Worldwide women remain the most discriminated against and the most violently attacked group. “In the UK, two to three women are murdered by men per week (Allen et al., 2020).” In Afghanistan, those prohibited from societal participation are women. In Iran, those beaten for not wearing “proper” headgear are women. In El Salvador, the femicide capital of the world, those murdered are women. It harms women to minimize and disguise the violence against them.

Yet Scotland (part of the UK) just passed a new hate crime bill that went into effect April 1, 2024. Women, 51% of the population, were excluded. Women were told that the lawmakers would get around to them in the future. Women have heard this before – everyone else’s rights come before ours.  One parliamentarian said, “I don’t think the Scottish parliament cares about women at all.”

The law creates a new crime of “stirring up hatred” relating to protected characteristics. The Hate Crime and Public Order (Scotland) Act 2021 makes it a an offence to behave in a threatening or abusive manner with the intention of “stirring up hatred” based on disability, religion, sexual orientation, transgender identity or being intersex. Stirring up hatred based on race, colour, nationality or ethnicity was already illegal in Great Britain under the Public Order Act 1986 but is now included in the new law. The police had received many complaints about a speech given in 2020 by a justice secretary in which he said a lot of white people hold prominent positions in Scotland. So the law was triggered by white people and men – neither are vulnerable nor marginalized groups.

Many criticized the law for stifling free speech, but the media focuses on the J.K. Rowling (of Harry Potter fame) controversy. She lives in Edinburgh and wrote: “Scottish lawmakers seem to have placed higher value on the feelings of men performing their idea of femaleness, however misogynistically or opportunistically, than on the rights and freedoms of actual women and girls.”  She added: “It is impossible to accurately describe or tackle the reality of violence and sexual violence committed against women and girls, or address the current assault on women’s and girls’ rights, unless we are allowed to call a man a man…Freedom of speech and belief are at an end in Scotland if the accurate description of biological sex is deemed criminal.”

In response to the free speech criticism the government claims, “The legislation does not prevent people expressing controversial, challenging or offensive views, nor does it seek to stifle criticism or rigorous debate in any way.”  It also references the right to freedom of expression in the European Convention on Human Rights, which includes protection for “ideas that offend, shock or disturb.”

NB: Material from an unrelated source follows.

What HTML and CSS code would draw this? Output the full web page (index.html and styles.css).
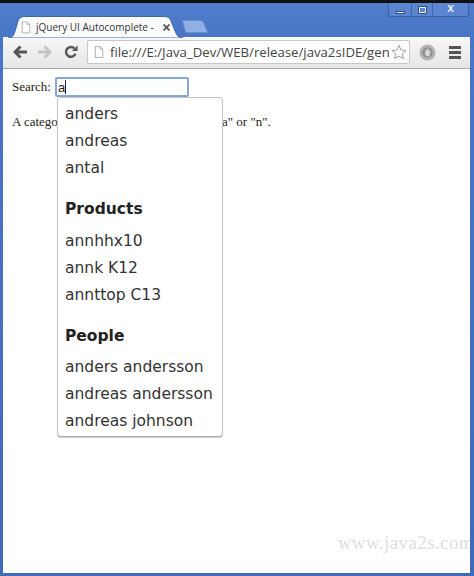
FILE: index.html
```html
<!DOCTYPE html>
<html lang="en">
<head>
<meta charset="utf-8">
<title>jQuery UI Autocomplete</title>
<link rel="stylesheet" href="styles.css">
</head>
<body>
<div class="window">
  <div class="caption">
    <div class="tab">
      <svg class="tab-shape" width="176" height="22" viewBox="0 0 176 22"><path d="M0 22 C5 22 6 19 8 12 L10 5 C11 2 13 0.500 17 0.500 L156 0.500 C160 0.500 162 2 163 5 L167 15 C169 20 171 22 175 22 Z" fill="#fbfbfb" stroke="#3f66a8" stroke-width="1"/></svg>
      <svg class="page-icon" width="10" height="13" viewBox="0 0 12 14"><path d="M1.500 .5H7.500L10.500 3.500V13.500H1.500ZM7.500 .5V3.500H10.500" fill="#fff" stroke="#a8a8a8"/></svg>
      <span class="tab-title">jQuery UI Autocomplete -</span>
      <svg class="tab-close" width="7" height="7" viewBox="0 0 7 7"><path d="M.5 .5L6.500 6.500M6.500 .5L.5 6.500" stroke="#555" stroke-width="1.700"/></svg>
    </div>
    <svg class="new-tab" width="27" height="13" viewBox="0 0 27 13"><path d="M.5 .5H18C20 .5 21 1.500 22 3.500L25.500 12.500H6C4 12.500 3.500 12 3 10Z" fill="#8fb0e6" stroke="#6c8fcc"/></svg>
    <div class="win-controls">
      <span class="win-btn min"><i class="min-bar"></i></span>
      <span class="win-btn max"><i class="max-box"></i></span>
      <span class="win-btn close">x</span>
    </div>
  </div>
  <div class="toolbar">
    <svg class="nav-icon" width="14" height="14" viewBox="0 0 14 14"><path d="M14 7H3M7.500 1.500L2 7L7.500 12.500" fill="none" stroke="#565656" stroke-width="3"/></svg>
    <svg class="nav-icon" width="14" height="14" viewBox="0 0 14 14"><path d="M0 7H11M6.500 1.500L12 7L6.500 12.500" fill="none" stroke="#c4c4c4" stroke-width="3"/></svg>
    <svg class="nav-icon reload" width="14" height="14" viewBox="0 0 15 15"><path d="M12.300 9.500A5.300 5.300 0 1 1 11.200 3.600" fill="none" stroke="#565656" stroke-width="2.600"/><path d="M8.500 6.500H14.500V.5Z" fill="#565656"/></svg>
    <div class="omnibox">
      <svg class="page-icon small" width="10" height="14" viewBox="0 0 12 14"><path d="M1.500 .5H7.500L10.500 3.500V13.500H1.500ZM7.500 .5V3.500H10.500" fill="#fff" stroke="#a0a0a0"/></svg>
      <span class="url">file:///E:/Java_Dev/WEB/release/java2sIDE/gen</span>
      <svg class="star" width="16" height="16" viewBox="0 0 17 16"><path d="M8.500 1L10.700 5.900L16 6.500L12 10L13.200 15L8.500 12.400L3.800 15L5 10L1 6.500L6.300 5.900Z" fill="#fff" stroke="#999"/></svg>
    </div>
    <svg class="ext" width="17" height="17" viewBox="0 0 18 18"><circle cx="9" cy="9" r="8.500" fill="#b4b4b4"/><circle cx="9" cy="9" r="5.500" fill="#8e8e8e"/><path d="M6.500 7.500V11L8 13H11L12 9V7H10V5H8V7H6.500Z" fill="#d6d6d6"/></svg>
    <div class="menu-btn"><i></i><i></i><i></i></div>
  </div>
  <main class="content">
    <div class="search-row">
      <label class="search-label">Search:</label>
      <div class="search-input"><span>a</span><i class="caret"></i></div>
    </div>
    <p class="hint">A categorized search result. Try typing "a" or "n".</p>
    <ul class="menu">
      <li class="item">anders</li>
      <li class="item">andreas</li>
      <li class="item">antal</li>
      <li class="category">Products</li>
      <li class="item">annhhx10</li>
      <li class="item">annk K12</li>
      <li class="item">annttop C13</li>
      <li class="category">People</li>
      <li class="item">anders andersson</li>
      <li class="item">andreas andersson</li>
      <li class="item">andreas johnson</li>
    </ul>
    <div class="watermark">www.java2s.com</div>
  </main>
</div>
</body>
</html>
```
FILE: styles.css
```css
* { box-sizing: border-box; }
html, body { margin: 0; padding: 0; }
body { width: 474px; height: 576px; overflow: hidden; background: #4a74c4; }

.window {
  position: relative;
  width: 474px;
  height: 576px;
  display: flex;
  flex-direction: column;
  padding: 0 4px 3px 3px;
  border-top: 3px solid #111;
  background: linear-gradient(#4f7ccb, #4a76c8 30px, #3f6ab8);
  overflow: hidden;
}

.caption {
  position: relative;
  height: 34px;
  flex: none;
  display: flex;
  align-items: flex-end;
  margin-left: 5px;
}
.tab {
  position: relative;
  width: 174px;
  height: 22px;
  display: flex;
  align-items: center;
  padding-left: 13px;
  flex: none;
  margin-bottom: -1px;
  z-index: 1;
}
.tab-shape { position: absolute; left: 0; top: 0; }
.page-icon { position: relative; flex: none; }
.tab-title {
  position: relative;
  margin-left: 5px;
  font: 10px "Open Sans", "Liberation Sans", sans-serif;
  color: #333;
  white-space: nowrap;
}
.tab-close {
  position: relative;
  flex: none;
  margin-left: 9px;
}
.new-tab { flex: none; margin: 0 0 4px 0; }

.win-controls {
  position: absolute;
  top: 0;
  right: 1px;
  width: 81px;
  height: 14px;
  display: flex;
  border: 1px solid #3a5f9f;
  border-top: 0;
  border-radius: 0 0 3px 3px;
  background: #5b85d0;
}
.win-btn {
  display: flex;
  align-items: center;
  justify-content: center;
  border-right: 1px solid #3f66ad;
  color: #e8effa;
}
.win-btn.min { width: 23px; }
.win-btn.max { width: 21px; }
.win-btn.close {
  flex: 1;
  border-right: 0;
  font: bold 12px "Liberation Sans", sans-serif;
  padding-bottom: 3px;
}
.min-bar { width: 9px; height: 3px; margin-top: 5px; background: #e6eefa; border: 1px solid #31507f; }
.max-box { width: 9px; height: 8px; border: 2px solid #e6eefa; outline: 1px solid #31507f; outline-offset: -1px; }

.toolbar {
  flex: none;
  height: 32px;
  display: flex;
  align-items: center;
  padding: 0 0 1px 10px;
  background: linear-gradient(#f7f7f7, #e6e6e6);
  border-bottom: 1px solid #a9a9a9;
}
.nav-icon { flex: none; margin-right: 11px; }
.nav-icon.reload { margin: 0 9px 0 1px; }
.omnibox {
  width: 323px;
  height: 24px;
  flex: none;
  display: flex;
  align-items: center;
  padding: 0 2px 0 6px;
  background: #fff;
  border: 1px solid #c8c8c8;
  border-radius: 2px;
}
.page-icon.small { margin-right: 6px; }
.url {
  flex: 1;
  overflow: hidden;
  white-space: nowrap;
  font: 13.2px "Open Sans", "Liberation Sans", sans-serif;
  color: #444;
}
.star { flex: none; margin-left: 2px; }
.ext { flex: none; margin-left: 9px; }
.menu-btn {
  margin-left: 13px;
  width: 12px;
  display: flex;
  flex-direction: column;
  gap: 2px;
}
.menu-btn i { height: 3px; background: #555; }

.content {
  position: relative;
  flex: 1;
  background: #fff;
  padding: 8px 9px 0;
  font: 13px "Liberation Serif", serif;
  color: #222;
  overflow: hidden;
}
.search-row { display: flex; align-items: center; height: 20px; }
.search-label { margin-right: 4px; }
.search-input {
  width: 134px;
  height: 20px;
  display: flex;
  align-items: center;
  padding-left: 1px;
  border: 2px solid #84a8d6;
  border-radius: 2px;
  font: 13px "Liberation Sans", sans-serif;
}
.caret { width: 1px; height: 14px; background: #222; }
.hint { margin: 17px 0 0; line-height: 16px; white-space: nowrap; }

.menu {
  position: absolute;
  left: 54px;
  top: 28px;
  width: 166px;
  height: 340px;
  margin: 0;
  padding: 3px 0 0;
  list-style: none;
  background: #fff;
  border: 1px solid #c5c5c5;
  border-bottom-color: #aaa;
  border-radius: 4px;
  box-shadow: 0 1px 1px #ccc;
  font-family: "DejaVu Sans", sans-serif;
  font-size: 15.5px;
  color: #333;
}
.item { height: 27px; line-height: 27px; padding-left: 7px; white-space: nowrap; }
.category {
  height: 45.5px;
  padding: 14px 0 0 7px;
  line-height: 27px;
  font-weight: bold;
  color: #222;
}
.watermark {
  position: absolute;
  right: -4px;
  bottom: 19px;
  font: 19px "Liberation Serif", serif;
  color: #dedede;
  letter-spacing: .4px;
  white-space: nowrap;
}
```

Just because you disagree with someone is no reason to make it criminal. Men have been verbally and physically assaulting women for centuries. For 300 years they called them witches, murdered nine million of them, and took their property also blotting out centuries of herbal healing knowledge. In today’s pop culture women are referred to as whores and deserving of a slap or two or perhaps death. I asked my gym monitor one day to turn off a song that was about how a man had to kill his girlfriend and how much better he felt. Pornography that degrades women generates more income than TV, movies, and theatre combined. Yet women in Scotland, and in the United States, who are the most attacked are excluded from the protection of the hate speech laws. When Arizona passed its hate speech law, I was in the hearing room and testified that women should be included. The man who testified after me said that we could not include women in the law because there were so many assaults on women it would consume all the time and resources of the police. Precisely.